Polygons and Proportionality

TL;DR

Polygons are closed shapes made of straight lines, and you can classify them by their sides and angles. Proportionality describes how two shapes are related when one is just a scaled version of the other. Understanding these helps you compare sizes and solve for unknown measurements in similar figures.

1. The Mental Model

Think of polygons as building blocks in geometry, like LEGO pieces. Proportionality is like zooming in or out on a picture – the picture stays the same, just bigger or smaller.

2. The Core Material

What's a Polygon?

A polygon is a flat, 2D shape with straight sides that's completely closed. No curves, no open ends! The points where the sides meet are called vertices.

You classify polygons by the number of sides they have:
* 3 sides: Triangle
* 4 sides: Quadrilateral
* 5 sides: Pentagon
* 6 sides: Hexagon
* 8 sides: Octagon
* ...and so on!

A regular polygon has all sides equal in length AND all angles equal in measure. Think of a perfect square or an equilateral triangle.

Interior and Exterior Angles

  • Interior angles are the angles inside the polygon. For any polygon with 'n' sides, the sum of its interior angles is (n - 2) * 180°.
  • Exterior angles are formed by extending one side of the polygon. Each exterior angle and its adjacent interior angle always add up to 180°. The sum of all exterior angles of any convex polygon is always 360°.

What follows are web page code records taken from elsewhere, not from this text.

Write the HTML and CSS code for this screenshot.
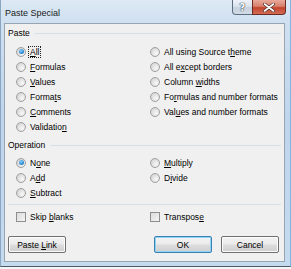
FILE: index.html
```html
<!DOCTYPE html>
<html>
<head>
<meta charset="utf-8">
<link rel="stylesheet" href="styles.css">
</head>
<body>
<div class="window">
  <div class="titlebar">
    <span class="title">Paste Special</span>
    <div class="caption-btns">
      <div class="cbtn help">?</div>
      <div class="cbtn close">
        <svg width="12" height="9" viewBox="0 0 12 9"><path d="M1.5 1 L10.5 8 M10.5 1 L1.5 8" stroke="#4a3030" stroke-width="3" stroke-linecap="round"/><path d="M1.5 1 L10.5 8 M10.5 1 L1.5 8" stroke="#ffffff" stroke-width="1.6" stroke-linecap="round"/></svg>
      </div>
    </div>
  </div>
  <div class="client">
    <div class="group-head"><span>Paste</span><i class="rule"></i></div>
    <div class="grid paste-grid">
      <label class="opt"><i class="radio on"></i><span class="focus"><u>A</u>ll</span></label>
      <label class="opt"><i class="radio"></i><span>All using Source t<u>h</u>eme</span></label>
      <label class="opt"><i class="radio"></i><span><u>F</u>ormulas</span></label>
      <label class="opt"><i class="radio"></i><span>All e<u>x</u>cept borders</span></label>
      <label class="opt"><i class="radio"></i><span><u>V</u>alues</span></label>
      <label class="opt"><i class="radio"></i><span>Column <u>w</u>idths</span></label>
      <label class="opt"><i class="radio"></i><span>Forma<u>t</u>s</span></label>
      <label class="opt"><i class="radio"></i><span>Fo<u>r</u>mulas and number formats</span></label>
      <label class="opt"><i class="radio"></i><span><u>C</u>omments</span></label>
      <label class="opt"><i class="radio"></i><span>Val<u>u</u>es and number formats</span></label>
      <label class="opt"><i class="radio"></i><span>Validatio<u>n</u></span></label>
      <span></span>
    </div>
    <div class="group-head op-head"><span>Operation</span><i class="rule"></i></div>
    <div class="grid op-grid">
      <label class="opt"><i class="radio on"></i><span>N<u>o</u>ne</span></label>
      <label class="opt"><i class="radio"></i><span><u>M</u>ultiply</span></label>
      <label class="opt"><i class="radio"></i><span>A<u>d</u>d</span></label>
      <label class="opt"><i class="radio"></i><span>D<u>i</u>vide</span></label>
      <label class="opt"><i class="radio"></i><span><u>S</u>ubtract</span></label>
      <span></span>
    </div>
    <div class="sep"></div>
    <div class="grid checks">
      <label class="opt"><i class="check"></i><span>Skip <u>b</u>lanks</span></label>
      <label class="opt"><i class="check"></i><span>Transpos<u>e</u></span></label>
    </div>
    <div class="buttons">
      <button class="btn">Paste <u>L</u>ink</button>
      <span class="spacer"></span>
      <button class="btn default">OK</button>
      <button class="btn">Cancel</button>
    </div>
  </div>
</div>
</body>
</html>
```

FILE: styles.css
```css
* { box-sizing: border-box; }
html, body { margin: 0; padding: 0; }
body {
  width: 291px;
  height: 269px;
  background: #f4f6f8;
  font-family: "Liberation Sans", Arial, sans-serif;
  font-size: 8.5px;
  color: #000;
  overflow: hidden;
}
.window {
  width: 291px;
  height: 267px;
  background: linear-gradient(to bottom, #dde9f5 0px, #cfe0f0 23px, #bed5ec 120px, #c4daef 267px);
  border-left: 1px solid #8aa6c2;
  border-right: 1px solid #7fb6e6;
  border-bottom: 1px solid #4d5a66;
  padding: 0 5px 4px 3px;
  display: flex;
  flex-direction: column;
}
.titlebar {
  height: 23px;
  display: flex;
  justify-content: space-between;
  align-items: flex-start;
}
.title {
  font-size: 9px;
  margin-top: 8px;
  margin-left: 1px;
  color: #1a1a1a;
}
.caption-btns {
  display: flex;
  margin-right: -1px;
}
.cbtn {
  height: 15px;
  border: 1px solid #5e6e82;
  border-top: none;
  display: flex;
  align-items: center;
  justify-content: center;
}
.help {
  width: 20px;
  border-right: none;
  border-radius: 0 0 0 4px;
  background: linear-gradient(to bottom, #eef2f7 0%, #dbe3ec 45%, #c5d1de 55%, #d2dce7 100%);
  color: #fff;
  font-family: "DejaVu Sans", sans-serif;
  font-weight: bold;
  font-size: 10px;
  text-shadow: 0 0 1px #3a4656, 0 0 1px #3a4656, 0 0 1px #3a4656;
}
.close {
  width: 34px;
  border-radius: 0 0 4px 0;
  border-color: #6b2a22;
  background: linear-gradient(to bottom, #e8a99b 0%, #d7806c 45%, #c4432d 55%, #d26c55 100%);
}
.client {
  flex: 1;
  background: #f0f0f0;
  border: 1px solid #98a4b0;
  display: flex;
  flex-direction: column;
  padding: 0 3px 0 3px;
}
.group-head {
  height: 12px;
  margin-top: 3px;
  display: flex;
  align-items: center;
  gap: 5px;
}
.rule {
  flex: 1;
  height: 1px;
  background: #d5dfe5;
  margin-top: 1px;
}
.op-head { margin-top: 5px; }
.grid {
  display: grid;
  grid-template-columns: 134px 1fr;
  padding-left: 8px;
}
.paste-grid { margin-top: 5px; }
.op-grid { margin-top: 4px; }
.opt {
  height: 15px;
  display: flex;
  align-items: center;
  gap: 4px;
}
.opt u { text-decoration: underline; text-underline-offset: 1px; }
.radio {
  width: 10px;
  height: 10px;
  border-radius: 50%;
  border: 1px solid #a0a0a0;
  background: radial-gradient(circle at 65% 65%, #f8f8f8 0%, #e2e2e2 50%, #c8c8c8 100%);
  position: relative;
  flex: none;
}
.radio.on::after {
  content: "";
  position: absolute;
  left: 1.5px;
  top: 1.5px;
  width: 5px;
  height: 5px;
  border-radius: 50%;
  background: radial-gradient(circle at 40% 35%, #8fd0f5 0%, #2a8ad4 60%, #1c5e9c 100%);
}
.focus {
  outline: 1px dotted #222;
  outline-offset: 0px;
  padding: 0 1px;
  margin-left: -1px;
}
.sep {
  height: 1px;
  background: #d5dfe5;
  margin: 4px 0 4px 0;
}
.checks { margin-top: 0; }
.check {
  width: 10px;
  height: 10px;
  border: 1px solid #8f8f8f;
  background: linear-gradient(135deg, #dcdcdc 0%, #f4f4f4 100%);
  flex: none;
}
.buttons {
  display: flex;
  margin-top: 12px;
  padding-right: 2px;
  gap: 9px;
}
.spacer { flex: 1; }
.btn {
  width: 58px;
  height: 17px;
  padding: 0;
  font-family: "Liberation Sans", Arial, sans-serif;
  font-size: 8.5px;
  color: #000;
  border: 1px solid #707070;
  border-radius: 2px;
  background: linear-gradient(to bottom, #f3f3f3 0%, #ebebeb 48%, #dddddd 52%, #cfcfcf 100%);
  box-shadow: inset 0 0 0 1px #fcfcfc;
}
.btn.default {
  border-color: #3c7fb1;
  box-shadow: inset 0 0 0 1px #8fd3f5;
}
```
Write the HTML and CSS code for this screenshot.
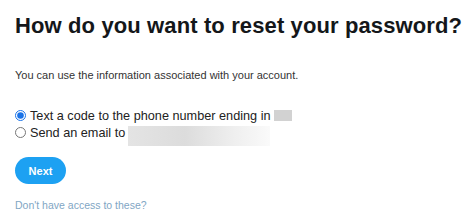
FILE: index.html
```html
<html lang="en">
  <head>
    <meta charset="UTF-8" />
    <meta name="viewport" content="width=device-width, initial-scale=1.0" />
    <title>Reset password</title>
    <link rel="stylesheet" href="styles.css">
  </head>

  <body>
    <div class="page">
      <h1 class="title">How do you want to reset your password?</h1>
      <p class="info">You can use the information associated with your account.</p>

      <div class="options">
        <label class="option">
          <input type="radio" name="method" checked />
          <span>Text a code to the phone number ending in</span>
          <span class="hidden phone"></span>
        </label>
        <label class="option">
          <input type="radio" name="method" />
          <span>Send an email to</span>
          <span class="hidden email"></span>
        </label>
      </div>

      <button class="next">Next</button>

      <a class="help" href="#">Don't have access to these?</a>
    </div>
  </body>
</html>
```

FILE: styles.css
```css
body {
  margin: 0;
  background: white;
  font-family: "Liberation Sans", Arial, sans-serif;
  color: #14171a;
}

.page {
  padding: 13px 0 0 15px;
}

.title {
  margin: 0;
  font-size: 22px;
  letter-spacing: 0.12px;
  font-weight: bold;
  line-height: 26px;
  white-space: nowrap;
  color: #14171a;
}

.info {
  margin: 29px 0 0 0;
  font-size: 11px;
  line-height: 14px;
  color: #333;
}

.options {
  margin-top: 25px;
}

.option {
  display: flex;
  align-items: center;
  height: 17px;
  font-size: 12.7px;
  color: #222;
}

.option input {
  margin: 0 4px 0 0;
  width: 11px;
  height: 11px;
  accent-color: #1a73e8;
}

.hidden {
  display: inline-block;
  margin-left: 3px;
}

.hidden.phone {
  width: 18px;
  height: 11px;
  background: #d2d2d2;
}

.hidden.email {
  width: 142px;
  height: 20px;
  margin-top: 6px;
  background: linear-gradient(90deg, #e4e4e4 0%, #dcdcdc 40%, #efefef 75%, #fafafa 100%);
}

.next {
  display: block;
  margin-top: 16px;
  width: 51px;
  height: 27px;
  border: none;
  border-radius: 14px;
  background: #1da1f2;
  color: white;
  font-family: "Liberation Sans", Arial, sans-serif;
  font-weight: bold;
  font-size: 11px;
  cursor: pointer;
}

.help {
  display: inline-block;
  margin-top: 15px;
  font-size: 10.5px;
  color: #7fa6c4;
  text-decoration: none;
}
```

Here's how to think about classifying polygons:

graph TD
    A["Shape"] --> B["Is it 2D and closed?"]
    B -- "No" --> C["Not a Polygon"]
    B -- "Yes" --> D["Does it have only straight sides?"]
    D -- "No" --> C
    D -- "Yes" --> E["Polygon"]
    E --> F["How many sides?"]
    F -- "3" --> G1["Triangle"]
    F -- "4" --> G2["Quadrilateral"]
    F -- "5" --> G3["Pentagon"]
    F -- "6" --> G4["Hexagon"]
    F -- "n" --> Gn["n-gon"]
    E --> H["Are all sides equal AND all angles equal?"]
    H -- "Yes" --> I["Regular Polygon"]
    H -- "No" --> J["Irregular Polygon"]

Proportionality and Similar Polygons

Proportionality comes into play when you have similar polygons. Two polygons are similar if:
1. All their corresponding angles are equal.
2. All their corresponding sides are proportional. This means the ratio of any pair of corresponding sides is constant. This constant ratio is called the scale factor.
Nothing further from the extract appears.